Scott Hinch, a UBC professor of fisheries and conservation, says it was widely expected salmon runs early on this year were not going to be very strong.
"What they couldn't predict was how high the water discharge was going to be into the Fraser River," Hinch said.
'Real problem'
Known as the Early Stuart run, Hinch says higher than normal flows make it particularly challenging for the fish to swim up river.
"Whenever you see really high flow conditions like this, it usually means that some of the early runs have difficulty getting back to their spawning ground," he said. "But when you layer the landslide on top of these really high discharges, then you have a real problem."

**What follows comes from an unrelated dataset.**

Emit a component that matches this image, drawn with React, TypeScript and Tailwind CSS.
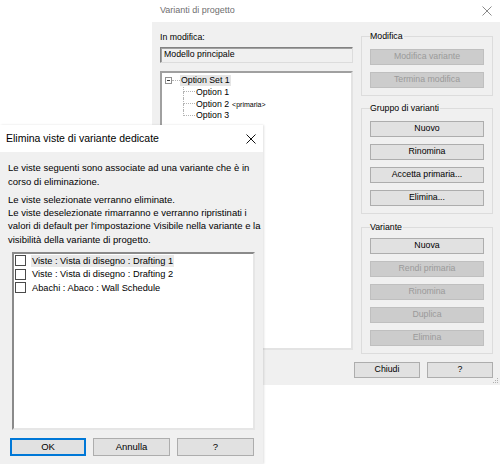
import React from 'react';

const font = { fontFamily: '"Liberation Sans", Arial, sans-serif' };

function CloseGlyph({ color }: { color: string }) {
  return (
    <svg width="10" height="10" viewBox="0 0 10 10">
      <path d="M0.5 0.5L9.5 9.5M9.5 0.5L0.5 9.5" stroke={color} strokeWidth="1" fill="none" />
    </svg>
  );
}

function WinButton({ label, disabled }: { label: string; disabled?: boolean }) {
  return (
    <div
      className={
        'h-[16px] w-full border flex items-center justify-center text-[8.75px] ' +
        (disabled
          ? 'bg-[#cccccc] border-[#bfbfbf] text-[#9a9a9a]'
          : 'bg-[#e1e1e1] border-[#adadad] text-black')
      }
    >
      {label}
    </div>
  );
}

function Group({
  title,
  children,
  className,
}: {
  title: string;
  children: React.ReactNode;
  className?: string;
}) {
  return (
    <fieldset className={'border border-[#dcdcdc] px-[8px] pb-[7px] ' + (className ?? '')}>
      <legend className="text-[8.75px] leading-[10px] text-black pr-[1px]">{title}</legend>
      <div className="flex flex-col gap-[7px]">{children}</div>
    </fieldset>
  );
}

function TreeChild({ label, extra, last }: { label: string; extra?: string; last?: boolean }) {
  return (
    <div className="flex h-[11.7px] items-stretch">
      <div className="w-[21px]" />
      <div className="w-[12px] flex flex-col">
        <div className="h-1/2 border-l border-b border-dotted border-[#b4b4b4]" />
        <div className={'h-1/2 ' + (last ? '' : 'border-l border-dotted border-[#b4b4b4]')} />
      </div>
      <div className="ml-[1px] flex items-center gap-[3px] text-[8.75px] leading-none">
        <span>{label}</span>
        {extra && <span className="text-[7px]">{extra}</span>}
      </div>
    </div>
  );
}

function BackWindow() {
  return (
    <div className="absolute left-[152px] top-0 w-[348px] h-[385px] flex flex-col" style={font}>
      <div className="h-[22px] bg-white flex items-center justify-between pl-[8px] pr-[8px]">
        <span className="text-[9px] text-[#6f6f6f]">Varianti di progetto</span>
        <CloseGlyph color="#8a8a8a" />
      </div>
      <div className="relative flex-1 bg-[#f0f0f0] flex flex-col pl-[8px] pr-[7px] pt-[9px] pb-[7px]">
        <div className="flex gap-[8px]">
          {/* left column */}
          <div className="w-[193px] flex flex-col">
            <div className="text-[8.75px] leading-[10px] text-black mt-[1px]">In modifica:</div>
            <div className="mt-[5px] h-[16px] bg-[#f0f0f0] border border-t-[#828282] border-l-[#828282] border-r-[#dcdcdc] border-b-[#dcdcdc] shadow-[inset_1px_1px_0_#a0a0a0] flex items-center pl-[3px] text-[8.75px]">
              Modello principale
            </div>
            <div className="mt-[8px] h-[279px] pt-[1px] bg-white border-2 border-t-[#a0a0a0] border-l-[#a0a0a0] border-r-[#e3e3e3] border-b-[#e3e3e3] text-black">
              <div className="flex h-[12.5px] items-center">
                <div className="ml-[3px] w-[7px] h-[7px] border border-[#919191] bg-white flex items-center justify-center">
                  <div className="w-[3px] h-px bg-[#3a3a3a]" />
                </div>
                <div className="w-[8px] border-t border-dotted border-[#b4b4b4]" />
                <span className="bg-[#e5e5e5] px-[1px] text-[8.75px] leading-[11px]">Option Set 1</span>
              </div>
              <TreeChild label="Option 1" />
              <TreeChild label="Option 2" extra="<primaria>" />
              <TreeChild label="Option 3" last />
            </div>
          </div>
          {/* right column */}
          <div className="w-[132px] flex flex-col">
            <Group title="Modifica" className="pt-[8px]">
              <WinButton label="Modifica variante" disabled />
              <WinButton label="Termina modifica" disabled />
            </Group>
            <Group title="Gruppo di varianti" className="mt-[7px] pt-[8px]">
              <WinButton label="Nuovo" />
              <WinButton label="Rinomina" />
              <WinButton label="Accetta primaria..." />
              <WinButton label="Elimina..." />
            </Group>
            <Group title="Variante" className="mt-[8px] pt-[6px] pb-[6px]">
              <WinButton label="Nuova" />
              <WinButton label="Rendi primaria" disabled />
              <WinButton label="Rinomina" disabled />
              <WinButton label="Duplica" disabled />
              <WinButton label="Elimina" disabled />
            </Group>
          </div>
        </div>
        <div className="mt-auto flex justify-end gap-[7px]">
          <div className="w-[66px]">
            <WinButton label="Chiudi" />
          </div>
          <div className="w-[66px]">
            <WinButton label="?" />
          </div>
        </div>
        <svg className="absolute right-[1px] bottom-[1px]" width="6" height="6" viewBox="0 0 6 6">
          <rect x="4" y="0" width="1" height="1" fill="#b0b0b0" />
          <rect x="2" y="2" width="1" height="1" fill="#b0b0b0" />
          <rect x="4" y="2" width="1" height="1" fill="#b0b0b0" />
          <rect x="0" y="4" width="1" height="1" fill="#b0b0b0" />
          <rect x="2" y="4" width="1" height="1" fill="#b0b0b0" />
          <rect x="4" y="4" width="1" height="1" fill="#b0b0b0" />
        </svg>
      </div>
    </div>
  );
}

const items = [
  'Viste : Vista di disegno : Drafting 1',
  'Viste : Vista di disegno : Drafting 2',
  'Abachi : Abaco : Wall Schedule',
];

function DialogButton({ label, isDefault }: { label: string; isDefault?: boolean }) {
  return (
    <div
      className={
        'h-[18px] bg-[#e1e1e1] border flex items-center justify-center text-[9.5px] text-black ' +
        (isDefault ? 'border-[#0078d7] shadow-[inset_0_0_0_1px_#0078d7]' : 'border-[#adadad]') +
        (label === 'OK' ? ' w-[76px]' : ' w-[77px]')
      }
    >
      {label}
    </div>
  );
}

function FrontDialog() {
  return (
    <div
      className="absolute left-0 top-[125px] w-[263px] h-[339px] flex flex-col shadow-[1px_0_2px_rgba(0,0,0,0.12)]"
      style={font}
    >
      <div className="h-[27px] bg-white flex items-center justify-between pl-[6px] pr-[7px]">
        <span className="text-[10.5px] text-black">Elimina viste di variante dedicate</span>
        <CloseGlyph color="#111111" />
      </div>
      <div className="flex-1 bg-[#f0f0f0] flex flex-col px-[8px] pt-[9px] pb-[8px] text-black">
        <div className="text-[9.5px] leading-[13.5px] whitespace-nowrap">
          <div>Le viste seguenti sono associate ad una variante che è in</div>
          <div>corso di eliminazione.</div>
        </div>
        <div className="mt-[5px] text-[9.5px] leading-[13.2px] whitespace-nowrap">
          <div>Le viste selezionate verranno eliminate.</div>
          <div>Le viste deselezionate rimarranno e verranno ripristinati i</div>
          <div>valori di default per l'impostazione Visibile nella variante e la</div>
          <div>visibilità della variante di progetto.</div>
        </div>
        <div className="mt-[6px] ml-[4px] w-[243px] h-[178px] bg-white border-2 border-t-[#8a8a8a] border-l-[#8a8a8a] border-r-[#e6e6e6] border-b-[#e6e6e6]">
          {items.map((it, i) => (
            <div key={it} className="h-[13.5px] flex items-center">
              <div className="ml-[1px] w-[11px] h-[11px] border border-[#4a4a4a] bg-white" />
              <span
                className={
                  'ml-[5px] px-[1px] text-[9.25px] leading-[12px] ' + (i === 0 ? 'bg-[#e8e8e8]' : '')
                }
              >
                {it}
              </span>
            </div>
          ))}
        </div>
        <div className="mt-[8px] ml-[2px] flex gap-[7px]">
          <DialogButton label="OK" isDefault />
          <DialogButton label="Annulla" />
          <DialogButton label="?" />
        </div>
      </div>
    </div>
  );
}

export default function App() {
  return (
    <div className="relative w-[500px] h-[464px] bg-white overflow-hidden">
      <BackWindow />
      <FrontDialog />
    </div>
  );
}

Last year 99 per cent of Early Stuart and 89 per cent of early chinook salmon were lost because of the slide.
Big Bar slide
It's believed the massive landslide north of Lillooet, B.C., occurred in late October or early November 2018, but it wasn't discovered until last June after fish had already begun arriving.

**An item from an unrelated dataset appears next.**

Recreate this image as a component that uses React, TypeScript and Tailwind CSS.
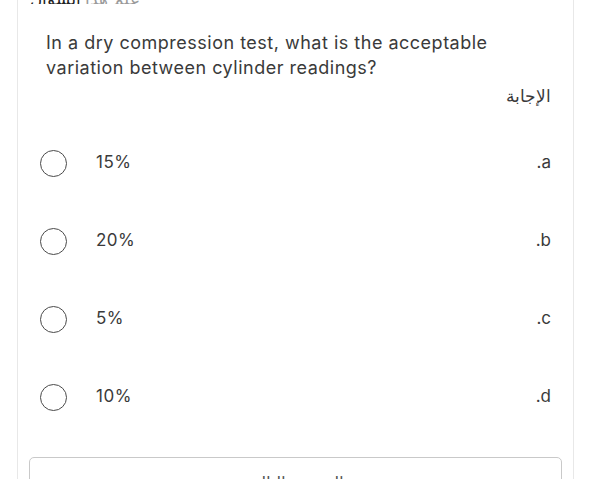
import React from "react";

const options = [
  { label: "15%", letter: ".a" },
  { label: "20%", letter: ".b" },
  { label: "5%", letter: ".c" },
  { label: "10%", letter: ".d" },
];

export default function App() {
  return (
    <div
      className="w-[589px] h-[479px] overflow-hidden bg-white"
      style={{ fontFamily: "Inter, 'Noto Sans', sans-serif" }}
    >
      <div className="ml-[17px] w-[557px] h-[479px] border-x border-[#e8e8e8] flex flex-col">
        <div className="h-[4px] shrink-0 overflow-hidden pl-[12px]">
          <div className="-mt-[10px] text-[17px] leading-[18px] text-[#9a9a9a]" style={{ fontFamily: "'Noto Sans', sans-serif" }}>
            علم هذا <span className="text-[#222]">السؤال</span>
          </div>
        </div>
        <div className="pt-[26px] pl-[28px] pr-[20px] text-[18px] leading-[25px] tracking-[0.5px] text-[#3a3a3a]">
          In a dry compression test, what is the acceptable variation between cylinder readings?
        </div>
        <div
          className="mt-[4px] pr-[22px] text-right text-[17px] leading-[24px] text-[#3a3a3a]"
          dir="rtl"
          style={{ fontFamily: "'Noto Sans', sans-serif" }}
        >
          <span dir="rtl">الإجابة</span>
        </div>
        <div className="mt-[16px] flex flex-col">
          {options.map((o) => (
            <div key={o.letter} className="h-[78px] flex items-center pl-[22px] pr-[22px]">
              <div className="w-[27px] h-[27px] rounded-full border-[1.5px] border-[#4a4a4a]" />
              <div className="ml-[29px] text-[17px] tracking-[0.5px] text-[#3a3a3a]">{o.label}</div>
              <div className="ml-auto text-[17px] text-[#3a3a3a]">{o.letter}</div>
            </div>
          ))}
        </div>
        <div className="mt-[21px] ml-[11px] mr-[11px] h-[60px] shrink-0 rounded-[5px] border border-[#c9c9c9] pt-[12px] text-center text-[17px] text-[#555]" style={{ fontFamily: "'Noto Sans', sans-serif" }}>
          <span dir="rtl">الصفحة التالية</span>
        </div>
      </div>
    </div>
  );
}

About 60,000 fish were helped over the slide last year, while 220,000 made it past on their own once water volume dropped, according to officials from the Department of Fisheries and Oceans.
A contract to clear the slide has swelled to nearly $53 million.
Hinch says the run was already under threat due to variable weather conditions that researchers say are consistent with climate change.
"It's quite a dire situation for that group and other groups that have to migrate past the landslide," said Hinch. "They're not the only ones that are designated as threatened or endangered. There are several other populations of sockeye or chinook that are in the same boat."
If the issue persists across a four year span, the run could collapse, Hinch warns.
"After four years in a row, if the adults don't make it to the spawning ground, you've basically wiped out that population."
The Fraser River Panel expects total salmon returns will be less than 1 million fish this year — a fraction of historical figures, once as high as 25 million.